Interview: Toni Colette on horror, grief, and her prismatic performances

by Nathaniel R

Toni Collette gives one of the year's great performances staring into the abyss of her own life in "Hereditary"Toni Collette doesn't like horror movies. We relate but there are exceptions: horror films starring Toni Collette are events. Her resistance to the genre,  she refers to both of her biggest horror hits as "classic dramas", may be the strange key to why she's so superb in them, grounding them in emotional truths while simultaneously having the kind of stylistic range as an actor that can lift right off with them into otherworldly places. 

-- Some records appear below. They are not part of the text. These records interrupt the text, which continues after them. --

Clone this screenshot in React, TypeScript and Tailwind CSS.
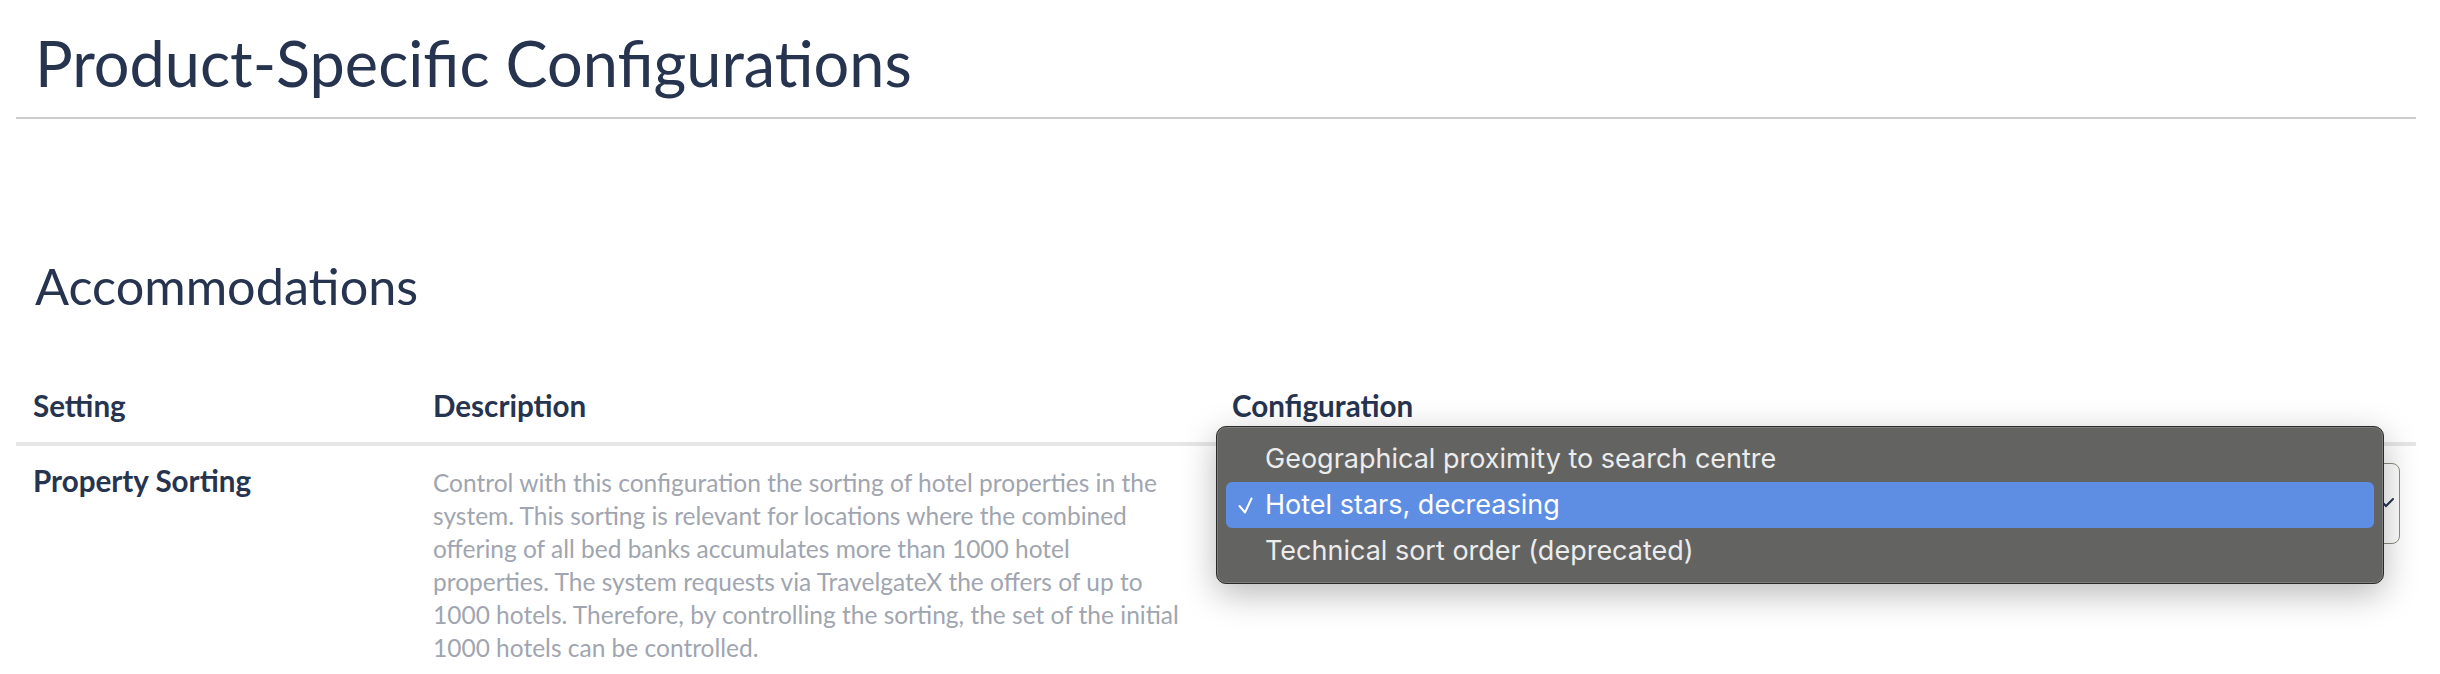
import React from "react";

const descLines = [
  "Control with this configuration the sorting of hotel properties in the",
  "system. This sorting is relevant for locations where the combined",
  "offering of all bed banks accumulates more than 1000 hotel",
  "properties. The system requests via TravelgateX the offers of up to",
  "1000 hotels. Therefore, by controlling the sorting, the set of the initial",
  "1000 hotels can be controlled.",
];

export default function App() {
  return (
    <div className="min-h-screen bg-white pl-4 pr-6 font-['Lato','Noto_Sans',sans-serif] text-[#27344f]">
      <h1 className="pl-[19px] pt-[25px] pb-[16px] text-[63px] leading-[76px] font-normal">
        Product-Specific Configurations
      </h1>
      <div className="h-[2px] bg-[#cccccc]" />
      <h2 className="pl-[19px] pt-[137px] text-[50.4px] leading-[60px] font-normal">Accommodations</h2>

      <div className="mt-[72px] grid grid-cols-[400px_800px_1fr] border-b-4 border-[#e6e6e6] pb-[18px] text-[29.6px] leading-[36px] font-bold">
        <div className="pl-[17px]">Setting</div>
        <div className="pl-[17px]">Description</div>
        <div className="pl-[16px]">Configuration</div>
      </div>

      <div className="grid grid-cols-[400px_800px_1fr]">
        <div className="pl-[17px] pt-[17px] text-[29.6px] leading-[36px] font-bold">Property Sorting</div>
        <div className="pl-[17px] pt-[20px] text-[24.5px] leading-[33px] text-[#a0a5b0] whitespace-nowrap">
          {descLines.map((l, i) => (
            <div key={i}>{l}</div>
          ))}
        </div>
        <div className="px-4 pt-[17px]">
          <div className="relative h-[81px] rounded-[8px] border border-[#8f8d7f] bg-white">
            <svg
              className="absolute right-[5px] top-[30px]"
              width="16"
              height="14"
              viewBox="0 0 16 14"
              fill="none"
              stroke="#27344f"
              strokeWidth="2"
              strokeLinecap="round"
            >
              <path d="M1 5l7 7 7-7" />
            </svg>

            <div className="absolute left-[-17px] top-[-38px] w-[1168px] rounded-[10px] border border-[#2a2a2a] bg-[#636362] px-[9px] py-[9px] shadow-[inset_0_0_0_1px_rgba(255,255,255,0.18),0_10px_35px_rgba(0,0,0,0.28)] font-['Inter','Liberation_Sans',sans-serif] text-[27px] text-[#ececec]">
              <div className="flex h-[46px] items-center rounded-[6px] pl-[39px]">Geographical proximity to search centre</div>
              <div className="flex h-[46px] items-center rounded-[6px] bg-[#5e8ee4] text-white">
                <span className="flex w-[39px] pl-[12px]">
                  <svg width="15" height="17" viewBox="0 0 15 17" fill="none" stroke="#ffffff" strokeWidth="2" strokeLinecap="round" strokeLinejoin="round">
                    <path d="M1.5 9l5.5 6.5L13.5 1.5" />
                  </svg>
                </span>
                <span>Hotel stars, decreasing</span>
              </div>
              <div className="flex h-[46px] items-center rounded-[6px] pl-[39px]">Technical sort order (deprecated)</div>
            </div>
          </div>
        </div>
      </div>
    </div>
  );
}
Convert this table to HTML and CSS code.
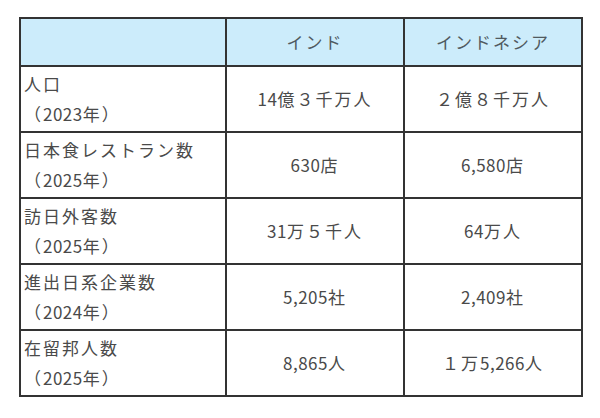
FILE: index.html
```html
<!DOCTYPE html>
<html lang="ja">
<head>
<meta charset="utf-8">
<link rel="stylesheet" href="styles.css">
</head>
<body>
<div class="page">
  <div class="grid">
    <div class="cell head"></div>
    <div class="cell head center">インド</div>
    <div class="cell head center">インドネシア</div>

    <div class="cell label"><span>人口</span><span>（<span class="num">2023</span>年）</span></div>
    <div class="cell center"><span class="num">14</span>億３千万人</div>
    <div class="cell center">２億８千万人</div>

    <div class="cell label"><span>日本食レストラン数</span><span>（<span class="num">2025</span>年）</span></div>
    <div class="cell center"><span class="num">630</span>店</div>
    <div class="cell center"><span class="num">6,580</span>店</div>

    <div class="cell label"><span>訪日外客数</span><span>（<span class="num">2025</span>年）</span></div>
    <div class="cell center"><span class="num">31</span>万５千人</div>
    <div class="cell center"><span class="num">64</span>万人</div>

    <div class="cell label"><span>進出日系企業数</span><span>（<span class="num">2024</span>年）</span></div>
    <div class="cell center"><span class="num">5,205</span>社</div>
    <div class="cell center"><span class="num">2,409</span>社</div>

    <div class="cell label"><span>在留邦人数</span><span>（<span class="num">2025</span>年）</span></div>
    <div class="cell center"><span class="num">8,865</span>人</div>
    <div class="cell center">１万<span class="num">5,266</span>人</div>
  </div>
</div>
</body>
</html>
```
FILE: styles.css
```css
* { box-sizing: border-box; }
html, body { margin: 0; padding: 0; background: #ffffff; }
.page {
  padding: 17px 0 0 19px;
  font-family: "Noto Sans CJK JP", "Noto Sans", sans-serif;
  font-size: 17px;
  color: #4a4a4a;
  letter-spacing: 2px;
}
.grid {
  display: grid;
  width: 564px;
  grid-template-columns: 206px 178px 178px;
  grid-template-rows: 48px repeat(5, 66px);
  border-left: 2px solid #333333;
  border-top: 2px solid #333333;
}
.cell {
  border-right: 2px solid #333333;
  border-bottom: 2px solid #333333;
  display: flex;
  align-items: center;
  line-height: 30px;
}
.head { background: #ccecfb; color: #505a60; }
.center { justify-content: center; }
.num { letter-spacing: 0.5px; }
.label {
  flex-direction: column;
  align-items: flex-start;
  justify-content: center;
  padding-left: 3px;
}
```
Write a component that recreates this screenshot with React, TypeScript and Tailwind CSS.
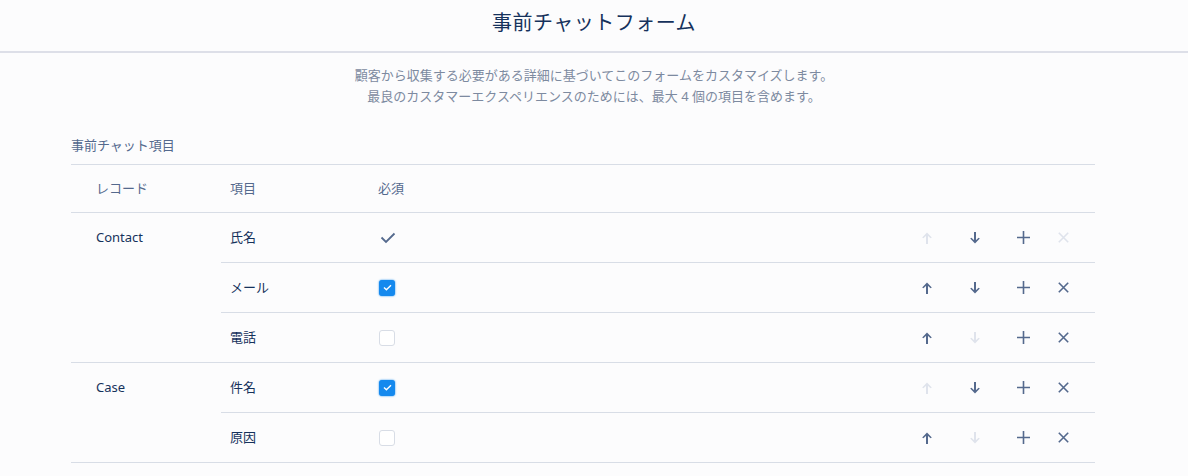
type Field = {
  label: string;
  required: "fixed" | "on" | "off";
  up: boolean;
  down: boolean;
  remove: boolean;
};

type Group = {
  record: string;
  fields: Field[];
};

const groups: Group[] = [
  {
    record: "Contact",
    fields: [
      { label: "氏名", required: "fixed", up: false, down: true, remove: false },
      { label: "メール", required: "on", up: true, down: true, remove: true },
      { label: "電話", required: "off", up: true, down: false, remove: true },
    ],
  },
  {
    record: "Case",
    fields: [
      { label: "件名", required: "on", up: false, down: true, remove: true },
      { label: "原因", required: "off", up: true, down: false, remove: true },
    ],
  },
];

const font = {
  fontFamily: '"Noto Sans", "Noto Sans CJK JP", sans-serif',
};

function ArrowIcon({ dir, enabled }: { dir: "up" | "down"; enabled: boolean }) {
  return (
    <svg
      width="12"
      height="14"
      viewBox="0 0 12 14"
      className={enabled ? "text-[#54698d]" : "text-[#dfe3ec]"}
      style={{ transform: dir === "down" ? "rotate(180deg)" : undefined }}
      aria-hidden="true"
    >
      <path d="M6 4V13" stroke="currentColor" strokeWidth="2" />
      <path d="M6 1.5L10.8 6.5L9.6 7.3L6 4L2.4 7.3L1.2 6.5Z" fill="currentColor" />
    </svg>
  );
}

function PlusIcon() {
  return (
    <svg width="13" height="13" viewBox="0 0 13 13" className="text-[#54698d]" aria-hidden="true">
      <path d="M6.5 0V13M0 6.5H13" stroke="currentColor" strokeWidth="1.6" />
    </svg>
  );
}

function CloseIcon({ enabled }: { enabled: boolean }) {
  return (
    <svg
      width="11"
      height="11"
      viewBox="0 0 11 11"
      className={enabled ? "text-[#54698d]" : "text-[#dfe3ec]"}
      aria-hidden="true"
    >
      <path d="M0.8 0.8L10.2 10.2M10.2 0.8L0.8 10.2" stroke="currentColor" strokeWidth="1.6" />
    </svg>
  );
}

function RequiredCell({ state }: { state: Field["required"] }) {
  if (state === "fixed") {
    return (
      <svg width="16" height="12" viewBox="0 0 16 12" className="ml-px text-[#54698d]" aria-hidden="true">
        <path d="M1.5 5.5L6 10L14.5 1.5" fill="none" stroke="currentColor" strokeWidth="1.8" />
      </svg>
    );
  }
  if (state === "on") {
    return (
      <span className="flex size-4 items-center justify-center rounded-[3px] bg-[#1589ee] shadow-[0_0_2px_#1589ee]">
        <svg width="9" height="7" viewBox="0 0 9 7" aria-hidden="true">
          <path d="M1 3.5L3.4 5.8L8 1.2" fill="none" stroke="white" strokeWidth="1.4" />
        </svg>
      </span>
    );
  }
  return <span className="block size-4 rounded-[3px] border border-[#d8dde6] bg-white" />;
}

function FieldRow({ field, last }: { field: Field; last: boolean }) {
  return (
    <div
      className={`flex items-center ${last ? "h-[49px]" : "h-[50px] border-b border-[#d8dde6]"}`}
    >
      <div className="w-[148px] pl-[9px] text-[13px] text-[#16325c]">{field.label}</div>
      <div className="flex w-[160px] items-center pl-[10px]">
        <RequiredCell state={field.required} />
      </div>
      <div className="ml-auto flex items-center pr-[16px]">
        <span className="flex w-12 justify-center">
          <ArrowIcon dir="up" enabled={field.up} />
        </span>
        <span className="flex w-12 justify-center">
          <ArrowIcon dir="down" enabled={field.down} />
        </span>
        <span className="flex w-12 justify-center">
          <PlusIcon />
        </span>
        <span className="flex w-8 justify-center">
          <CloseIcon enabled={field.remove} />
        </span>
      </div>
    </div>
  );
}

export default function App() {
  return (
    <div className="min-h-[476px] w-full bg-[#fcfcfd]" style={font}>
      <header className="flex h-[53px] items-center justify-center border-b-2 border-[#dddfe8] pb-[6px]">
        <h1 className="text-[20px] tracking-[0.5px] text-[#16325c]">事前チャットフォーム</h1>
      </header>

      <p className="mt-[12px] text-center text-[13px] leading-[21px] text-[#7d8aa0]">
        顧客から収集する必要がある詳細に基づいてこのフォームをカスタマイズします。
        <br />
        最良のカスタマーエクスペリエンスのためには、最大 4 個の項目を含めます。
      </p>

      <section className="ml-[71px] mr-[93px] mt-[28px]">
        <h2 className="pb-[9px] text-[13px] leading-[20px] text-[#54698d]">事前チャット項目</h2>

        <div className="flex h-[49px] items-center border-y border-[#d8dde6] text-[13px] text-[#54698d]">
          <div className="w-[150px] pl-[25px]">レコード</div>
          <div className="w-[148px] pl-[9px]">項目</div>
          <div className="pl-[9px]">必須</div>
        </div>

        {groups.map((group) => (
          <div key={group.record} className="flex border-b border-[#d8dde6]">
            <div className="w-[150px] pl-[25px] pt-[15px] text-[13px] leading-[18px] text-[#16325c]">
              {group.record}
            </div>
            <div className="flex-1">
              {group.fields.map((field, i) => (
                <FieldRow key={field.label} field={field} last={i === group.fields.length - 1} />
              ))}
            </div>
          </div>
        ))}
      </section>
    </div>
  );
}
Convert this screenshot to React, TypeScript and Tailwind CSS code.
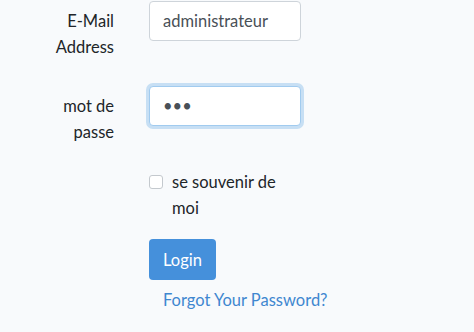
import React from "react";

export default function App() {
  return (
    <div
      className="w-[474px] h-[332px] overflow-hidden bg-[#f8fafc] text-[#212529] text-[16.5px] leading-[26px]"
      style={{ fontFamily: "Lato, 'Noto Sans', sans-serif" }}
    >
      <div className="grid grid-cols-[114px_152px] gap-x-[35px] pt-[1px]">
        <label className="ml-auto w-[72px] text-right pt-[7px]">E-Mail Address</label>
        <input
          className="h-[40px] w-[152px] rounded-[4px] border border-[#ced4da] bg-white px-[13px] text-[#495057] outline-none"
          defaultValue="administrateur"
          readOnly
        />

        <label className="ml-auto w-[72px] text-right pt-[7px] mt-[26px]">mot de passe</label>
        <input
          type="password"
          className="mt-[26px] h-[40px] w-[152px] rounded-[4px] border border-[#a1cbef] bg-white px-[13px] text-[#495057] outline-none shadow-[0_0_0_3px_rgba(52,144,220,0.25)]"
          defaultValue="abc"
          readOnly
        />

        <div />
        <div className="mt-[24px] flex items-start">
          <span className="mt-[6px] h-[14px] w-[14px] shrink-0 rounded-[3px] border border-[#c4c9ce] bg-white" />
          <span className="ml-[9px]">se souvenir de moi</span>
        </div>

        <div />
        <div className="mt-[18px]">
          <button className="h-[41px] rounded-[4px] bg-[#4590db] px-[14px] text-white">
            Login
          </button>
        </div>

        <div />
        <div className="mt-[7px] pl-[14px] whitespace-nowrap text-[#3f87d0]">Forgot Your Password?</div>
      </div>
    </div>
  );
}
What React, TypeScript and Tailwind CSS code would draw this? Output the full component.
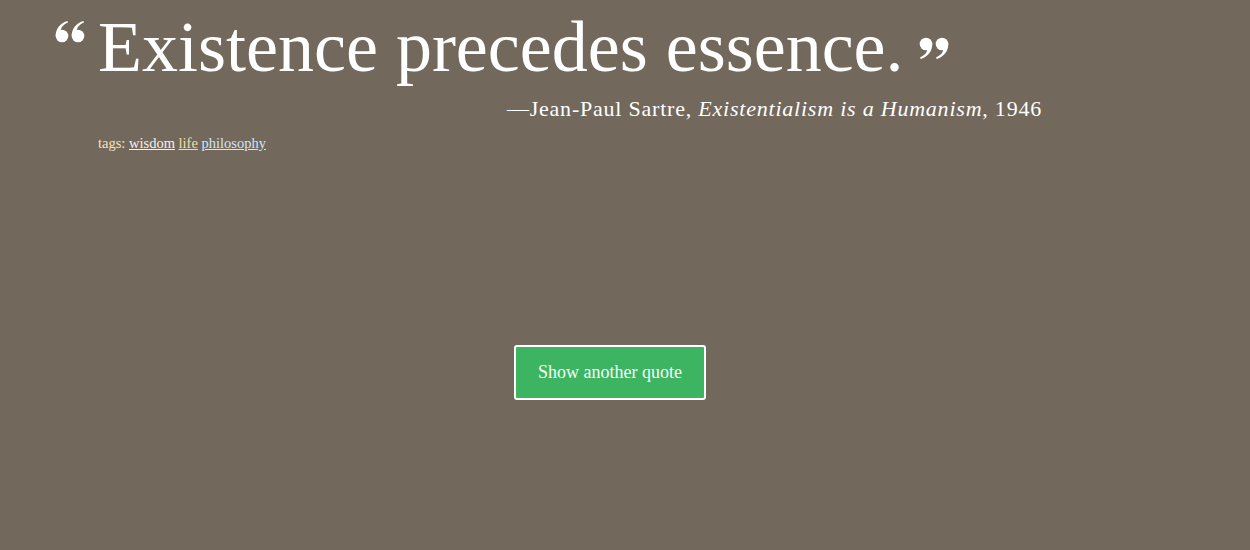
import React from "react";

function Six({ x }: { x: number }) {
  return (
    <g transform={`translate(${x} 0)`}>
      <circle cx="6.5" cy="15" r="6.3" />
      <path d="M0.3 15.5 C-0.2 8.5 4 2.5 11.8 0 L12.5 1.6 C7.5 3.8 5 7 5.2 10.8 Z" />
    </g>
  );
}

function Quote({ flip }: { flip?: boolean }) {
  return (
    <svg
      width="30"
      height="22"
      viewBox="0 0 30 22"
      fill="white"
      className={flip ? "rotate-180" : ""}
    >
      <Six x={0.5} />
      <Six x={16.5} />
    </svg>
  );
}

export default function App() {
  const serif = { fontFamily: '"Liberation Serif", "DejaVu Serif", serif' };
  return (
    <div className="w-[1250px] h-[550px] bg-[#72685c] text-white overflow-hidden" style={serif}>
      <div className="pl-[55px] pt-[8px]">
        <div className="flex items-start">
          <span className="mt-[13px] w-[43px] block">
            <Quote />
          </span>
          <h1 className="text-[72px] leading-[78px] font-normal">Existence precedes essence.</h1>
          <span className="mt-[29px] ml-[15px] block">
            <Quote flip />
          </span>
        </div>
        <div className="w-[987px] text-right text-[22px] tracking-[0.78px] mt-[6px]">
          —Jean-Paul Sartre, <i>Existentialism is a Humanism</i>, 1946
        </div>
        <div className="ml-[43px] mt-[8px] text-[14.5px] text-[#f3e4c4]">
          tags: <a className="underline text-[#f4f1ec]" href="#">wisdom</a>{" "}
          <a className="underline text-[#f2dfa0]" href="#">life</a>{" "}
          <a className="underline text-[#cfe5ff]" href="#">philosophy</a>
        </div>
      </div>
      <div className="mt-[190px] ml-[514px]">
        <button className="w-[192px] h-[55px] bg-[#3cb462] border-2 border-white rounded-[3px] text-[18px] text-[#f4fff6]">
          Show another quote
        </button>
      </div>
    </div>
  );
}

We recently sat down after an encore screening and lively Q&A of Hereditary. Her sole Oscar nomination came early in her career as the grieving mother of little Haley Joel Osment in The Sixth Sense (1999) and in a way, twenty years later, she's bookended that great early success with another very different grieving mother. This one's much harder to love but the performance is even better. Even if you don't love horror movies, it's impossible to miss the fact that her Annie, a self-indulgent artist and resentful mother, is a tour de force performance from an actress at the top of her game. Annie's life is traumas stacking up on traumas but Toni's performance keeps stacking brilliance upon brilliance.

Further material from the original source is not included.